The figurine to the right, made in the Cyclades around 2400 to 2300 BCE, is on display in the Metropolitan Museum of Art in New York City. It has, obviously, a penis as well as pronounced breasts (because of the angle of the lighting, the left breast isn’t clearly visible in my photo). The museum’s description says, “It is conceivable that the sculptor began making a woman and modified the statuette because of a change in his commission.”
I suppose that’s conceivable. I am in no way an expert in Cycladic art, but I’m having some trouble buying that explanation entirely.
There’s nothing about the figurine that looks unfinished or haphazard. It has perfect little toes. The hair is perfectly combed back.
And even though I’m not an expert in Cycladic art or in art of any kind, for that matter, if I were making a female figurine (with breasts), and then the person who was paying me to make the thing said, “Actually, make the figurine a dude,” and then I took the trouble to give the figurine a penis, would it be really be that much more trouble to do a kind of breast-reduction move on it to make it more dude-like?

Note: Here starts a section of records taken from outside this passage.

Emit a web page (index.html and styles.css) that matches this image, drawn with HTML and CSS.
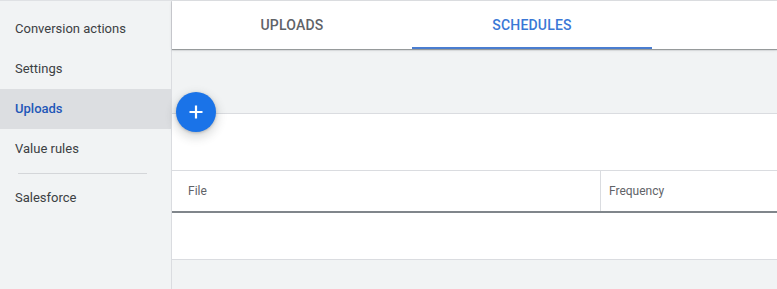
FILE: index.html
```html
<!DOCTYPE html>
<html>
<head>
<meta charset="utf-8">
<link rel="stylesheet" href="styles.css">
</head>
<body>
<div class="app">
  <nav class="sidebar">
    <div class="nav-item">Conversion actions</div>
    <div class="nav-item">Settings</div>
    <div class="nav-item active">Uploads</div>
    <div class="nav-item">Value rules</div>
    <div class="nav-divider"></div>
    <div class="nav-item">Salesforce</div>
  </nav>
  <main class="main">
    <div class="tabbar">
      <div class="tab">UPLOADS</div>
      <div class="tab selected">SCHEDULES</div>
    </div>
    <button class="fab" aria-label="Add">
      <svg width="16" height="16" viewBox="0 0 16 16"><path d="M8 1.5v13M1.5 8h13" stroke="#fff" stroke-width="2.2" fill="none"/></svg>
    </button>
    <section class="card">
      <div class="toolbar"></div>
      <div class="thead">
        <div class="th th-file">File</div>
        <div class="th th-freq">Frequency</div>
      </div>
      <div class="trow"></div>
    </section>
  </main>
</div>
</body>
</html>
```
FILE: styles.css
```css
* { box-sizing: border-box; }
html, body { margin: 0; padding: 0; }
body {
  font-family: Roboto, "Noto Sans", "Liberation Sans", sans-serif;
  background: #f1f3f4;
  overflow: hidden;
}
.app {
  display: flex;
  height: 289px;
  border-top: 1px solid #dfe1e4;
}
.sidebar {
  width: 172px;
  flex: none;
  background: #f1f3f4;
  border-right: 1px solid #dadce0;
  padding-top: 8px;
}
.nav-item {
  height: 40px;
  line-height: 40px;
  padding-left: 15px;
  font-size: 13px;
  color: #3c4043;
}
.nav-item.active {
  background: #dcdee1;
  color: #1f57b8;
  font-weight: 500;
}
.nav-divider {
  height: 1px;
  background: #d4d6d9;
  margin: 4px 24px 4px 18px;
}
.main {
  flex: 1;
  position: relative;
  background: #f1f3f4;
}
.tabbar {
  height: 48px;
  background: #fff;
  display: flex;
  box-shadow: 0 1px 1px rgba(60, 64, 67, 0.45), 0 1px 3px rgba(60, 64, 67, 0.15);
  position: relative;
  z-index: 1;
}
.tab {
  width: 240px;
  display: flex;
  align-items: center;
  justify-content: center;
  font-size: 14px;
  font-weight: 500;
  color: #5f6368;
  letter-spacing: 0.2px;
  border-bottom: 2px solid transparent;
  padding-top: 2px;
}
.tab.selected {
  color: #3a78d6;
  border-bottom-color: #4a7dd0;
}
.fab {
  position: absolute;
  left: 4px;
  top: 91px;
  width: 40px;
  height: 40px;
  border-radius: 50%;
  border: none;
  padding: 0;
  background: #1a73e8;
  display: flex;
  align-items: center;
  justify-content: center;
  box-shadow: 0 1px 3px rgba(60, 64, 67, 0.3), 0 4px 8px 3px rgba(60, 64, 67, 0.15);
  z-index: 2;
}
.card {
  margin-top: 64px;
  background: #fff;
  border-top: 1px solid #dadce0;
  border-bottom: 1px solid #dadce0;
}
.toolbar {
  height: 57px;
  border-bottom: 1px solid #dadce0;
}
.thead {
  display: flex;
  height: 42px;
  border-bottom: 2px solid #80868b;
}
.th {
  display: flex;
  align-items: center;
  font-size: 12px;
  color: #5f6368;
}
.th-file {
  width: 428px;
  padding-left: 16px;
}
.th-freq {
  flex: 1;
  padding-left: 8px;
  border-left: 1px solid #dadce0;
}
.trow {
  height: 46px;
}
```
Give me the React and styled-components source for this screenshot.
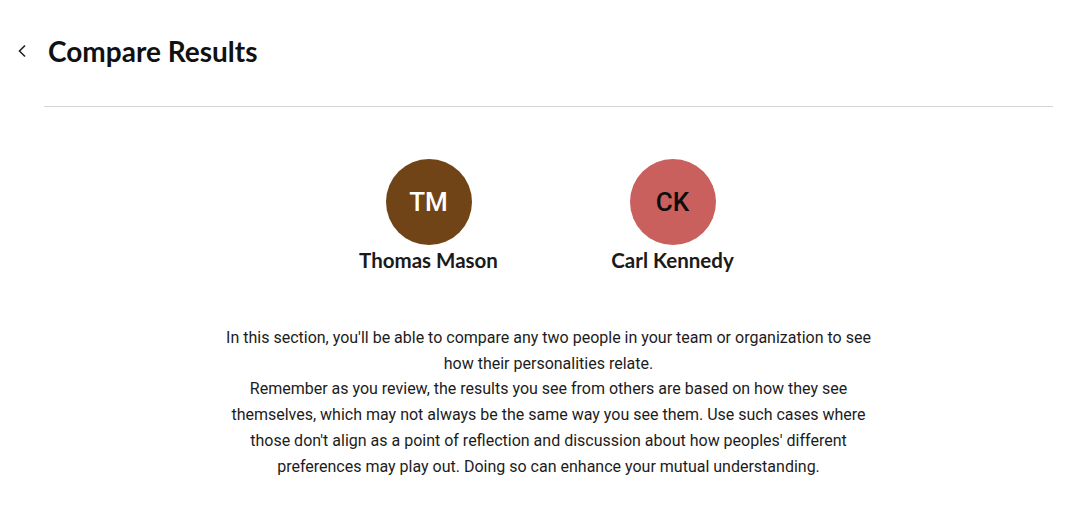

The vast majority of Cycladic figurines are female (having breasts, usually what Cycladic art historians call a “pubic triangle” or a “pubic V,” and sometimes a camel toe, and no penis). And there are some Cycladic dudes with no breasts whatsoever. There is also a small group of figurines, like this one, that have both a penis and breasts or breast-like chesty things. Some of these “breasts” are quite small and could be explained as simple male nipples. Others, like on our figurine above, are a bit more obviously breastlike.
We have no explanation. All these statuettes (of any gender) are a bit of a mystery. We don’t know what they meant. They were found in graves—graves of both men and women—but what does that tell us? It’s likely they were not acquired only to be buried with a loved one, but were owned in life (some of them show signs of repair—suggesting they were broken and then fixed long before they were buried with their owner). We have no clue what they meant to the people who made them and owned them.
Some figurines are pretty clearly pregnant, and some have incised horizontal lines across the belly, which are interpreted as indicating recent childbirth. Some figurines have a baldric or a belt with a codpiece of some sort and occasionally a weapon. They are usually considered male, even if a figurine is damaged and has no genitals whatsoever; they are often called hunter/warrior figurines. Some figurines are musicians (some male, some unspecified); one figurine is seated and raising a cup, as if making a toast. Those figurines are all considered male, because they are “active.” Take, for example, the museum description for cup bearer figurine: “Although the gender is not indicated, it is considered to represent a male figure because it is shown ‘in action.'” Though there is one fragmentary female figurine that is holding a holding a square object, and one figurine (assumed to be female) that is holding a baby. I guess that’s not “active” enough to break the men=active, women=passive interpretation.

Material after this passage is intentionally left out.